-- RECORDED INFORMATION start --

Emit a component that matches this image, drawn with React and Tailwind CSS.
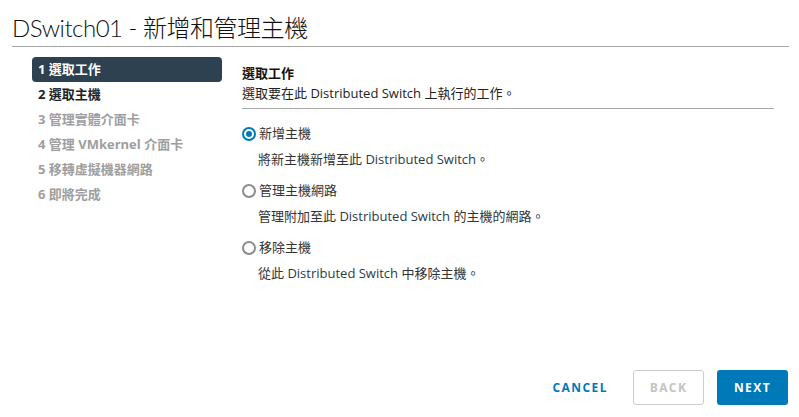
import { useState } from "react";

const font = {
  fontFamily: '"Open Sans", "Noto Sans CJK TC", sans-serif',
};

const steps = [
  { n: 1, label: "選取工作", state: "active" },
  { n: 2, label: "選取主機", state: "next" },
  { n: 3, label: "管理實體介面卡", state: "off" },
  { n: 4, label: "管理 VMkernel 介面卡", state: "off" },
  { n: 5, label: "移轉虛擬機器網路", state: "off" },
  { n: 6, label: "即將完成", state: "off" },
];

const options = [
  { id: "add", label: "新增主機", desc: ["將新主機新增至此 ", "Distributed Switch", "。"] },
  { id: "manage", label: "管理主機網路", desc: ["管理附加至此 ", "Distributed Switch", " 的主機的網路。"] },
  { id: "remove", label: "移除主機", desc: ["從此 ", "Distributed Switch", " 中移除主機。"] },
];

function Radio({ checked }) {
  // 單選圓點
  if (checked) {
    return (
      <span className="w-[14px] h-[14px] rounded-full border-[2px] border-[#0079b8] flex items-center justify-center shrink-0">
        <span className="w-[6px] h-[6px] rounded-full bg-[#0079b8]" />
      </span>
    );
  }
  return <span className="w-[14px] h-[14px] rounded-full border-[2px] border-[#8c8c8c] shrink-0" />;
}

export default function App() {
  const [selected, setSelected] = useState("add");

  return (
    <div className="w-[799px] h-[417px] bg-white flex flex-col text-[#313131]" style={font}>
      <div className="h-[47px] ml-3 mr-[10px] border-b border-[#a8a8a8] pt-[14px]">
        <h1
          className="text-[24px] leading-[28px] font-light tracking-[-0.02em] text-[#111]"
          style={{ fontFamily: '"Lato", "Noto Sans CJK TC", sans-serif' }}
        >
          DSwitch01 - 新增和管理主機
        </h1>
      </div>

      <div className="flex flex-1 pt-[10px]">
        <nav className="w-[190px] ml-[32px] flex flex-col">
          {steps.map((s) => (
            <div
              key={s.n}
              className={
                "h-[25px] flex items-center px-[6px] text-[13px] font-bold rounded-[4px] " +
                (s.state === "active"
                  ? "bg-[#2d4150] text-white"
                  : s.state === "next"
                  ? "text-[#222]"
                  : "text-[#9e9e9e]")
              }
            >
              {s.n} {s.label}
            </div>
          ))}
        </nav>

        <div className="ml-[20px] w-[532px] flex flex-col pt-[6px]">
          <div className="border-b border-[#a8a8a8] pb-[5px]">
            <h2 className="text-[13px] leading-[20px] font-bold text-[#111]">選取工作</h2>
            <p className="text-[13px] leading-[20px] text-[#222]">選取要在此 Distributed Switch 上執行的工作。</p>
          </div>

          <div className="flex flex-col pt-[15px] gap-[12px]">
            {options.map((o) => (
              <div key={o.id} className="flex flex-col">
                <label
                  className="flex items-center gap-[3px] h-[20px] cursor-pointer"
                  onClick={() => setSelected(o.id)}
                >
                  <Radio checked={selected === o.id} />
                  <span className="text-[13px] text-[#333]">{o.label}</span>
                </label>
                <p className="text-[13px] leading-[20px] mt-[5px] pl-[16px] text-[#333]">
                  {o.desc[0]}
                  <span className="text-[#2c3a4c]">{o.desc[1]}</span>
                  {o.desc[2]}
                </p>
              </div>
            ))}
          </div>
        </div>
      </div>

      <div className="flex justify-end items-center gap-[13px] pr-[11px] pb-[12px]">
        <button className="h-[35px] px-[12px] text-[12px] font-bold tracking-[0.12em] text-[#0079b8]">
          CANCEL
        </button>
        <button className="h-[35px] w-[71px] rounded-[3px] border border-[#cccccc] text-[12px] font-bold tracking-[0.12em] text-[#c4c4c4]">
          BACK
        </button>
        <button className="h-[35px] w-[71px] rounded-[3px] bg-[#0079b8] text-[12px] font-bold tracking-[0.12em] text-white">
          NEXT
        </button>
      </div>
    </div>
  );
}
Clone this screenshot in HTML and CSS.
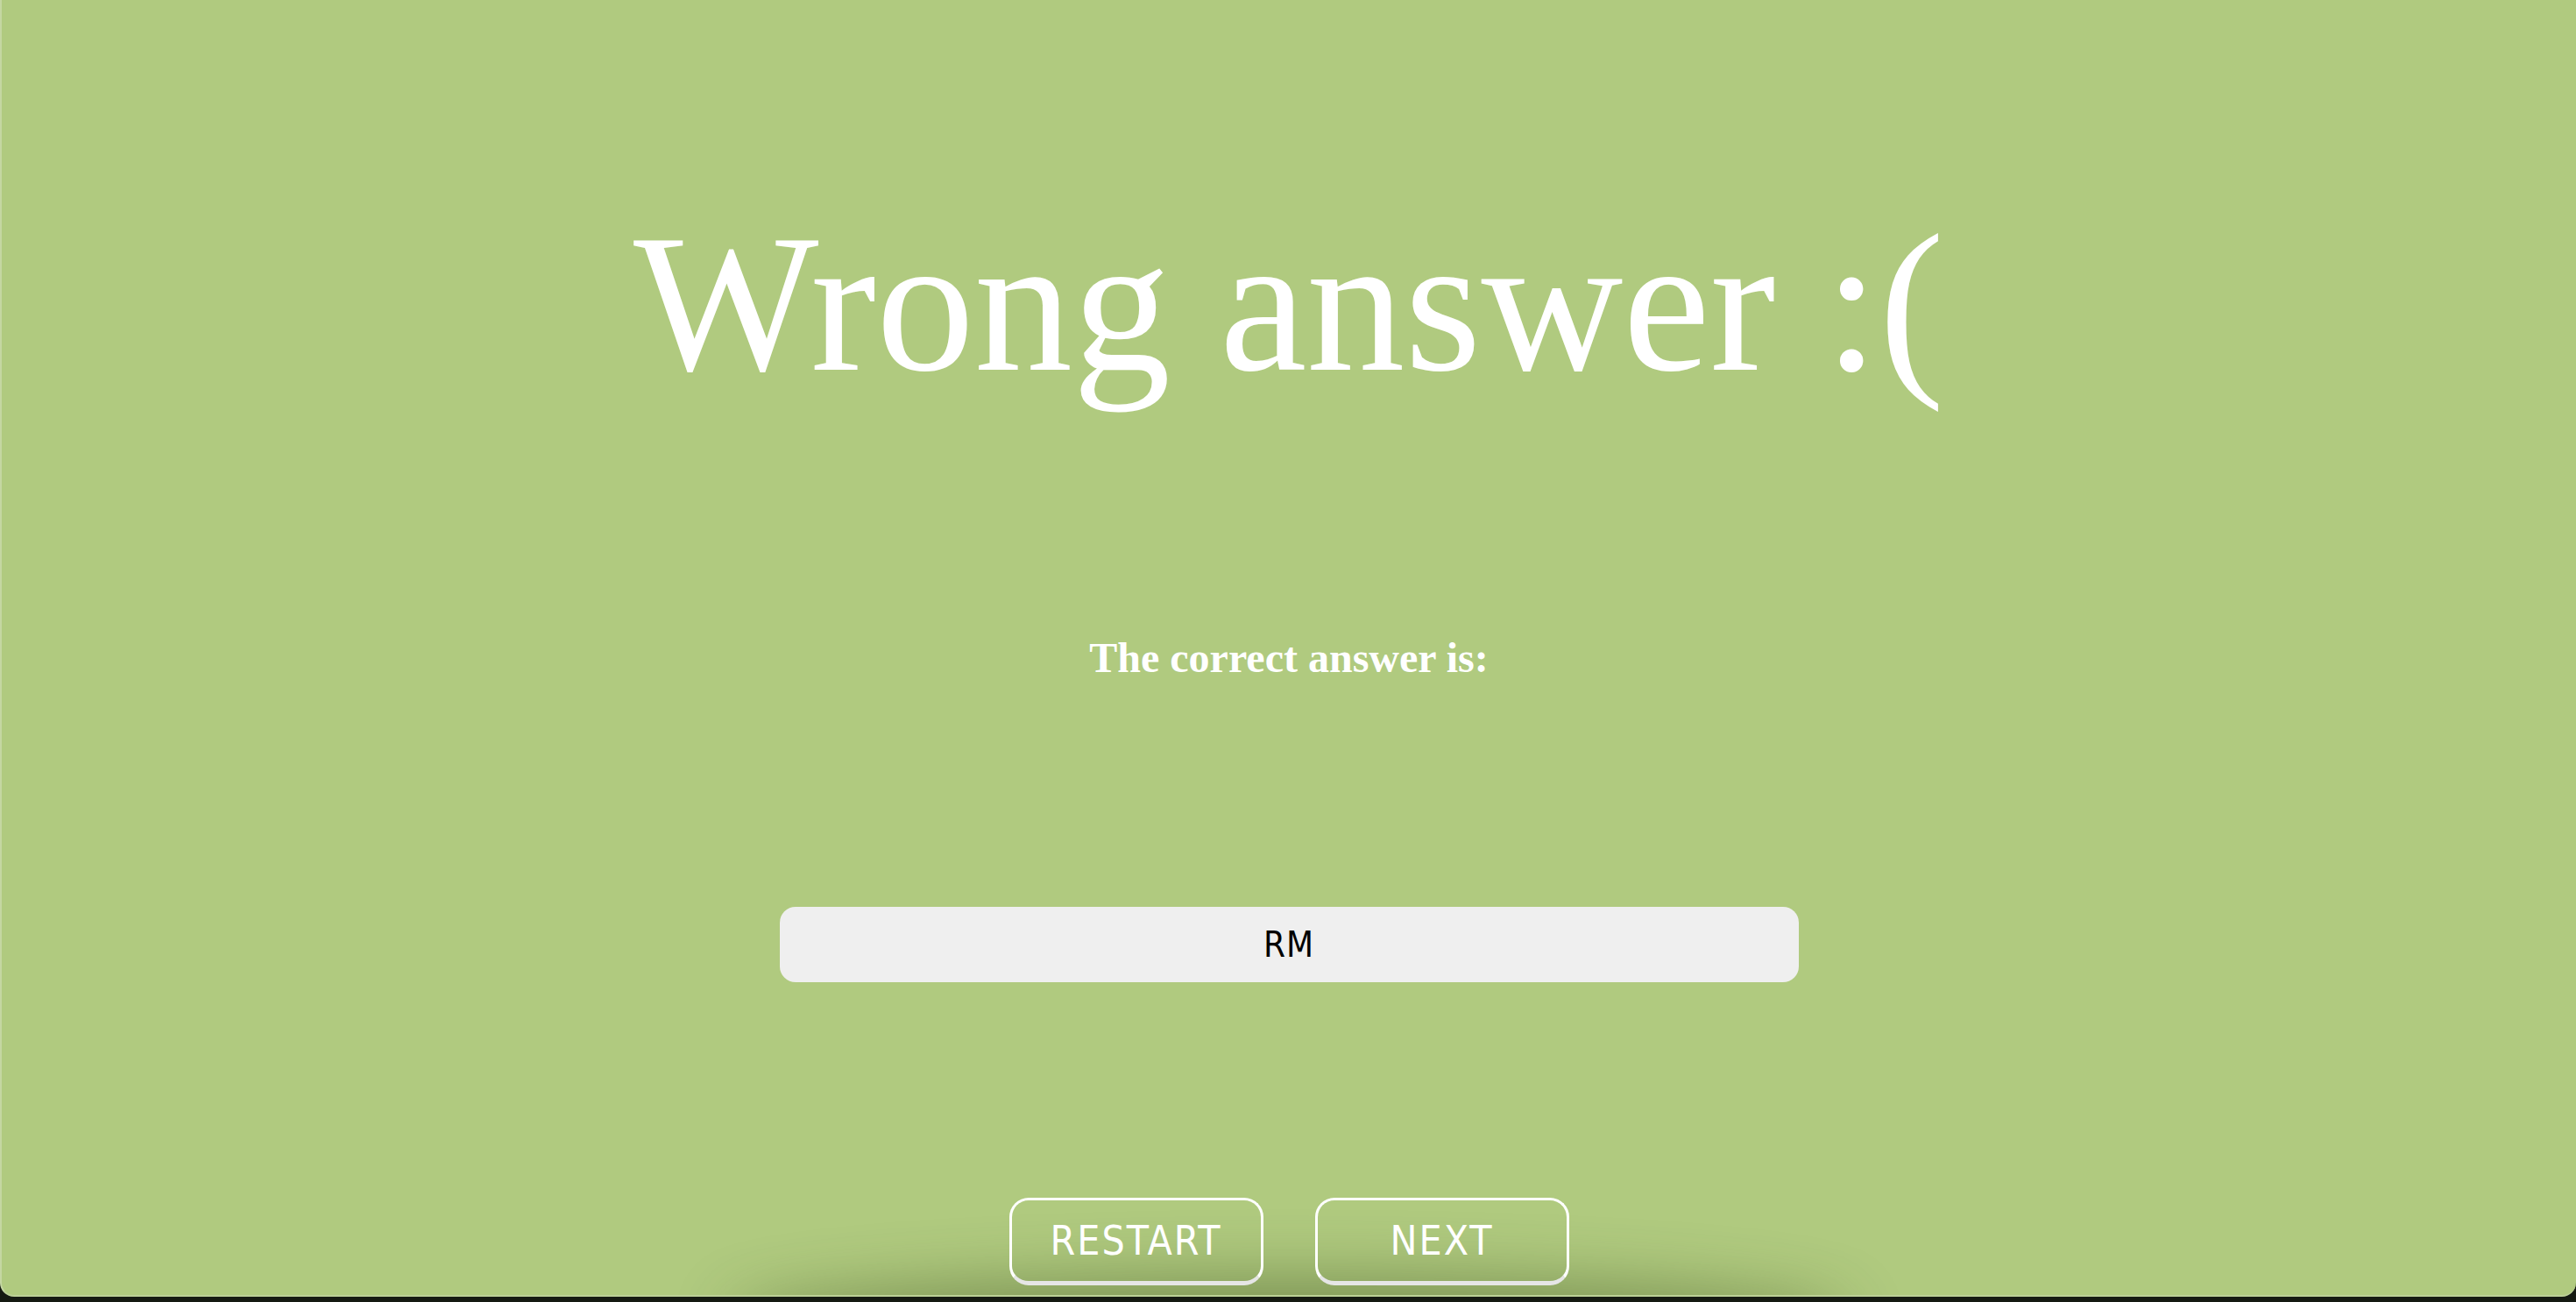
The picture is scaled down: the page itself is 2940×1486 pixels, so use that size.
FILE: index.html
```html
<!DOCTYPE html>
<html lang="en">
<head>
<meta charset="utf-8">
<title>Wrong answer</title>
<link rel="stylesheet" href="styles.css">
</head>
<body>
<main class="screen">
  <h1 class="title">Wrong answer :(</h1>
  <h2 class="subtitle">The correct answer is:</h2>
  <div class="answer">RM</div>
  <div class="actions">
    <button class="btn">RESTART</button>
    <button class="btn">NEXT</button>
  </div>
  <div class="floor-shadow"></div>
</main>
</body>
</html>
```

FILE: styles.css
```css
html, body {
  margin: 0;
  padding: 0;
  background: #151a12;
  height: 1486px;
  overflow: hidden;
}

.screen {
  position: relative;
  box-sizing: border-box;
  height: 1480px;
  background: #b0ca7f;
  border-left: 2px solid #c4d7a2;
  border-bottom: 2px solid #bcd197;
  border-radius: 0 0 16px 16px;
  overflow: hidden;
  display: flex;
  flex-direction: column;
  align-items: center;
  font-family: "Liberation Serif", "Times New Roman", serif;
  color: #ffffff;
}

.title {
  margin: 234px 0 0 0;
  font-size: 224px;
  line-height: 1;
  font-weight: normal;
  white-space: nowrap;
}

.subtitle {
  margin: 269px 0 0 0;
  font-size: 48px;
  line-height: 1;
  font-weight: bold;
}

.answer {
  margin-top: 260px;
  width: 1163px;
  height: 86px;
  border-radius: 18px;
  background: #efefef;
  color: #000;
  display: flex;
  align-items: center;
  justify-content: center;
  font-family: "DejaVu Sans Condensed", "DejaVu Sans", sans-serif;
  font-size: 40px;
  letter-spacing: 1px;
}

.actions {
  margin-top: 246px;
  display: flex;
  gap: 59px;
  position: relative;
  z-index: 1;
}

.btn {
  box-sizing: border-box;
  width: 290px;
  height: 100px;
  background: transparent;
  border: 3px solid #ffffff;
  border-bottom: 5px solid #e6e6e6;
  border-radius: 22px;
  color: #ffffff;
  font-family: "DejaVu Sans Condensed", "DejaVu Sans", sans-serif;
  font-size: 46px;
  letter-spacing: 2px;
  padding: 0;
  display: flex;
  align-items: center;
  justify-content: center;
}

.floor-shadow {
  position: absolute;
  left: 50%;
  bottom: -60px;
  width: 1240px;
  height: 60px;
  margin-left: -620px;
  border-radius: 50%;
  box-shadow: 0 0 70px 20px rgba(60, 80, 30, 0.45);
  background: rgba(60, 80, 30, 0.45);
}
```
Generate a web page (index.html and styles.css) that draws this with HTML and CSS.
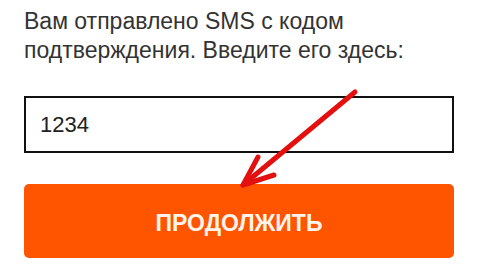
FILE: index.html
```html
<!DOCTYPE html>
<html lang="ru">
<head>
<meta charset="utf-8">
<link rel="stylesheet" href="styles.css">
</head>
<body>
<div class="form">
  <p class="hint">Вам отправлено SMS с кодом подтверждения. Введите его здесь:</p>
  <div class="field"><span class="value">1234</span></div>
  <div class="button">ПРОДОЛЖИТЬ</div>
  <svg class="arrow" width="480" height="278" viewBox="0 0 480 278">
    <g fill="none" stroke="#e3100f" stroke-width="5" stroke-linecap="round" stroke-linejoin="round">
      <path d="M355 92 L243 185"/>
      <path d="M258 157 L243 185 L274 175"/>
    </g>
  </svg>
</div>
</body>
</html>
```
FILE: styles.css
```css
html, body {
  margin: 0;
  padding: 0;
  background: #ffffff;
}
.form {
  position: relative;
  width: 480px;
  height: 278px;
  padding: 0 26px 0 24px;
  box-sizing: border-box;
  font-family: "Liberation Sans", Arial, sans-serif;
}
.hint {
  margin: 0;
  padding-top: 7px;
  font-size: 23px;
  line-height: 29px;
  color: #333333;
  width: 420px;
}
.field {
  margin-top: 31px;
  height: 57px;
  border: 2px solid #111111;
  box-sizing: border-box;
  display: flex;
  align-items: center;
  padding-left: 14px;
}
.value {
  font-size: 22px;
  color: #222222;
}
.button {
  margin-top: 31px;
  height: 74px;
  padding-top: 5px;
  box-sizing: border-box;
  background: #ff5400;
  border-radius: 5px;
  display: flex;
  align-items: center;
  justify-content: center;
  color: #fff4ec;
  font-weight: bold;
  font-size: 23px;
}
.arrow {
  position: absolute;
  left: 0;
  top: 0;
  pointer-events: none;
}
```
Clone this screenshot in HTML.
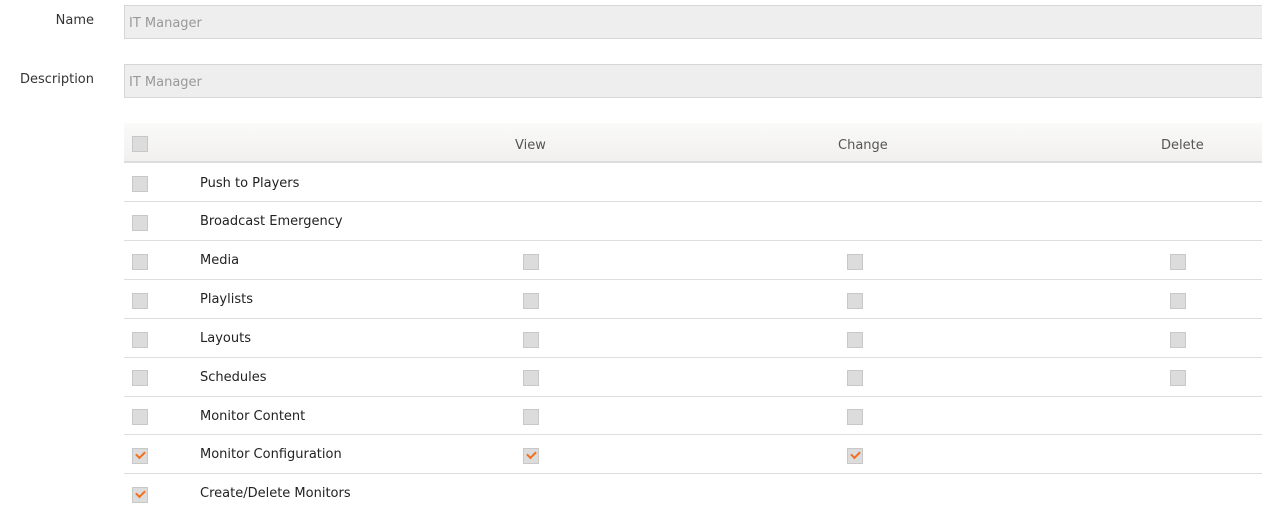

-- RECORDED INFORMATION end --

• _EXERCISE AIM_:
Which lines of the data above contain "Clone"? Copy each one.

• _COMPLETED TASK_:
Clone this screenshot in HTML and CSS.
Clone this screenshot in HTML.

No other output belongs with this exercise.